Written problem - Take every line from the first down to the line with "</SocialBar>" and set it down exactly, without the pictures.

-- Information provided start --

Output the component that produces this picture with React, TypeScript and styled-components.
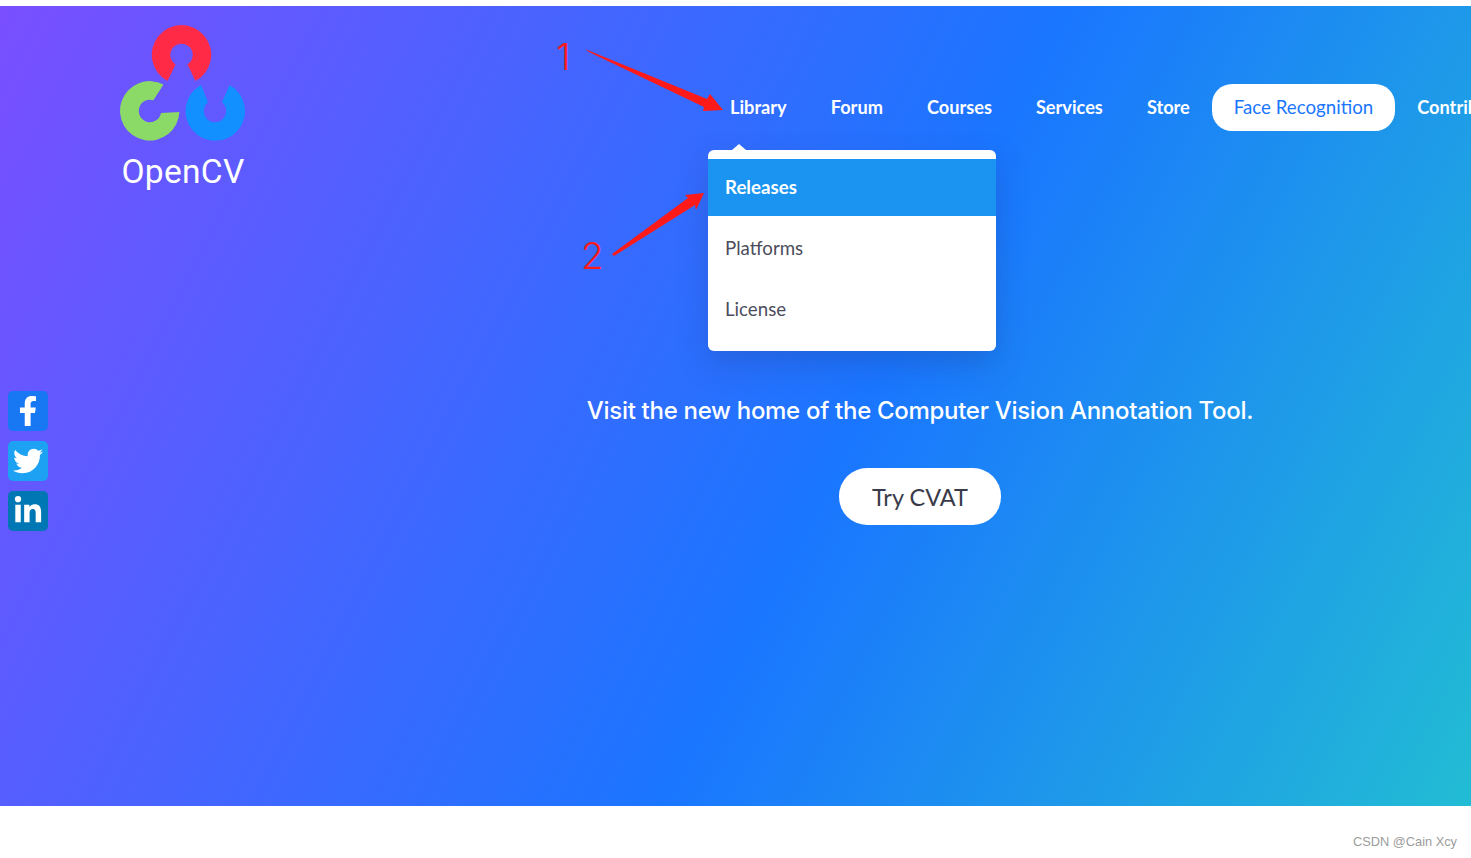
import React from "react";
import styled, { createGlobalStyle } from "styled-components";
import { FaFacebookF, FaTwitter, FaLinkedinIn } from "react-icons/fa";

const navItems = ["Library", "Forum", "Courses", "Services", "Store"];
const menuItems = ["Releases", "Platforms", "License"];

const App: React.FC = () => {
  return (
    <Page>
      <GlobalStyle />
      <Hero>
        <Header>
          <Logo>
            <svg width="130" height="120" viewBox="118 24 130 120">
              <path
                d="M167.5 81 A29.7 29.7 0 1 1 195.5 81 L187.5 64.4 A11.2 11.2 0 1 0 175.5 64.4 Z"
                fill="#ff2a45"
              />
              <path
                d="M163.5 84.5 A29.7 29.7 0 1 0 179.4 112 L161 113 A11.2 11.2 0 1 1 153.4 100.3 Z"
                fill="#8bda67"
              />
              <path
                d="M201 85 A29.7 29.7 0 1 0 229.6 85 L222 102.3 A11.2 11.2 0 1 1 208 102.3 Z"
                fill="#1290ff"
              />
            </svg>
            <LogoText>OpenCV</LogoText>
          </Logo>
          <Nav>
            {navItems.map((item, i) => (
              <NavItem key={item}>
                {item}
                {i === 0 && (
                  <Dropdown>
                    {menuItems.map((m, j) => (
                      <MenuRow key={m} $active={j === 0}>
                        {m}
                      </MenuRow>
                    ))}
                  </Dropdown>
                )}
              </NavItem>
            ))}
            <PillItem>Face Recognition</PillItem>
            <NavItem>Contribute</NavItem>
          </Nav>
        </Header>

        <Content>
          <Headline>Visit the new home of the Computer Vision Annotation Tool.</Headline>
          <TryButton>Try CVAT</TryButton>
        </Content>

        <SocialBar>
          <SocialLink $bg="#1877f2">
            <FaFacebookF />
          </SocialLink>
          <SocialLink $bg="#1da1f2">
            <FaTwitter />
          </SocialLink>
          <SocialLink $bg="#0077b5">
            <FaLinkedinIn />
          </SocialLink>
        </SocialBar>

        <Arrows width="1471" height="800" viewBox="0 6 1471 800">
          <polygon points="586,49.5 707,99 710,94 723,110 703,111 704,107 588,51.5" fill="#ff1a1a" />
          <polygon points="612,254 688,198 685,195 704,193 696,210 695,205 614,256" fill="#ff1a1a" />
        </Arrows>
        <Mark $left={556} $top={30}>1</Mark>
        <Mark $left={581} $top={229}>2</Mark>
      </Hero>
      <Footer>CSDN @Cain Xcy</Footer>
    </Page>
  );
};

export default App;

const GlobalStyle = createGlobalStyle`
  body {
    margin: 0;
    background: #fff;
  }
`;

const Page = styled.div`
  width: 1471px;
  height: 858px;
  padding-top: 6px;
  box-sizing: border-box;
  overflow: hidden;
  font-family: "Lato", "Open Sans", sans-serif;
`;

const Hero = styled.section`
  position: relative;
  height: 800px;
  overflow: hidden;
  background: linear-gradient(117deg, #7a4fff 0%, #1a76ff 57%, #22bcd4 100%);
`;

const Header = styled.header`
  display: flex;
  align-items: flex-start;
  height: 370px;
  padding: 18px 0 0 118px;
  box-sizing: border-box;
`;

const Logo = styled.div`
  width: 130px;
  flex-shrink: 0;
  display: flex;
  flex-direction: column;
  align-items: center;
  svg {
    display: block;
  }
`;

const LogoText = styled.div`
  margin-top: 8px;
  color: #fff;
  font-family: "Roboto", sans-serif;
  font-size: 33.5px;
  line-height: 40px;
  letter-spacing: 0.3px;
`;

const Nav = styled.nav`
  display: flex;
  flex-shrink: 0;
  margin: 60px 0 0 460px;
`;

const NavItem = styled.div`
  position: relative;
  height: 47px;
  padding: 0 22px 2px;
  box-sizing: border-box;
  display: flex;
  align-items: center;
  color: #fff;
  font-size: 18.2px;
  font-weight: 700;
  white-space: nowrap;
`;

const PillItem = styled(NavItem)`
  background: #fff;
  color: #1a76ff;
  font-size: 18.7px;
  font-weight: 400;
  border-radius: 20px;
`;

const Dropdown = styled.div`
  position: absolute;
  top: 66px;
  left: 0;
  width: 288px;
  height: 201px;
  padding-top: 9px;
  box-sizing: border-box;
  background: #fff;
  border-radius: 6px;
  box-shadow: 0 12px 30px rgba(30, 50, 120, 0.25);

  &::before {
    content: "";
    position: absolute;
    top: -6px;
    left: 24px;
    border-left: 7px solid transparent;
    border-right: 7px solid transparent;
    border-bottom: 6px solid #fff;
  }
`;

const MenuRow = styled.div<{ $active?: boolean }>`
  height: 57px;
  margin-bottom: 4px;
  padding: 0 0 2px 17px;
  box-sizing: border-box;
  display: flex;
  align-items: center;
  font-size: 18.7px;
  font-weight: ${(p) => (p.$active ? 700 : 400)};
  color: ${(p) => (p.$active ? "#fff" : "#4b4d5c")};
  background: ${(p) => (p.$active ? "#1a94f0" : "transparent")};
`;

const Content = styled.div`
  padding-left: 369px;
  display: flex;
  flex-direction: column;
  align-items: center;
`;

const Headline = styled.h2`
  margin: 20px 0 0;
  color: #fff;
  font-family: "Inter", sans-serif;
  font-size: 24px;
  line-height: 30px;
  font-weight: 500;
  letter-spacing: -0.3px;
  white-space: nowrap;
`;

const TryButton = styled.button`
  margin-top: 42px;
  width: 162px;
  height: 57px;
  border: 0;
  border-radius: 28px;
  background: #fff;
  color: #3a3b4a;
  font-family: "Lato", sans-serif;
  font-size: 23.5px;
`;

const SocialBar = styled.div`
  position: absolute;
  left: 8px;
  top: 385px;
  display: flex;
  flex-direction: column;
  gap: 10px;
`;

const SocialLink = styled.a<{ $bg: string }>`
  width: 40px;
  height: 40px;
  border-radius: 5px;
  background: ${(p) => p.$bg};
  color: #fff;
  display: flex;
  align-items: center;
  justify-content: center;
  font-size: 30px;
`;

const Arrows = styled.svg`
  position: absolute;
  left: 0;
  top: 0;
  pointer-events: none;
`;

const Mark = styled.span<{ $left: number; $top: number }>`
  position: absolute;
  left: ${(p) => p.$left}px;
  top: ${(p) => p.$top}px;
  color: #ff1a1a;
  font-family: "Inter", sans-serif;
  font-weight: 300;
  font-size: 37px;
  line-height: 42px;
`;

const Footer = styled.footer`
  height: 52px;
  padding: 28px 14px 0 0;
  box-sizing: border-box;
  text-align: right;
  color: #9c9c9c;
  font-family: "Liberation Sans", sans-serif;
  font-size: 12.8px;
  line-height: 15px;
`;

-- Information provided end --

Problem solution -
Output the component that produces this picture with React, TypeScript and styled-components.
import React from "react";
import styled, { createGlobalStyle } from "styled-components";
import { FaFacebookF, FaTwitter, FaLinkedinIn } from "react-icons/fa";

const navItems = ["Library", "Forum", "Courses", "Services", "Store"];
const menuItems = ["Releases", "Platforms", "License"];

const App: React.FC = () => {
  return (
    <Page>
      <GlobalStyle />
      <Hero>
        <Header>
          <Logo>
            <svg width="130" height="120" viewBox="118 24 130 120">
              <path
                d="M167.5 81 A29.7 29.7 0 1 1 195.5 81 L187.5 64.4 A11.2 11.2 0 1 0 175.5 64.4 Z"
                fill="#ff2a45"
              />
              <path
                d="M163.5 84.5 A29.7 29.7 0 1 0 179.4 112 L161 113 A11.2 11.2 0 1 1 153.4 100.3 Z"
                fill="#8bda67"
              />
              <path
                d="M201 85 A29.7 29.7 0 1 0 229.6 85 L222 102.3 A11.2 11.2 0 1 1 208 102.3 Z"
                fill="#1290ff"
              />
            </svg>
            <LogoText>OpenCV</LogoText>
          </Logo>
          <Nav>
            {navItems.map((item, i) => (
              <NavItem key={item}>
                {item}
                {i === 0 && (
                  <Dropdown>
                    {menuItems.map((m, j) => (
                      <MenuRow key={m} $active={j === 0}>
                        {m}
                      </MenuRow>
                    ))}
                  </Dropdown>
                )}
              </NavItem>
            ))}
            <PillItem>Face Recognition</PillItem>
            <NavItem>Contribute</NavItem>
          </Nav>
        </Header>

        <Content>
          <Headline>Visit the new home of the Computer Vision Annotation Tool.</Headline>
          <TryButton>Try CVAT</TryButton>
        </Content>

        <SocialBar>
          <SocialLink $bg="#1877f2">
            <FaFacebookF />
          </SocialLink>
          <SocialLink $bg="#1da1f2">
            <FaTwitter />
          </SocialLink>
          <SocialLink $bg="#0077b5">
            <FaLinkedinIn />
          </SocialLink>
        </SocialBar>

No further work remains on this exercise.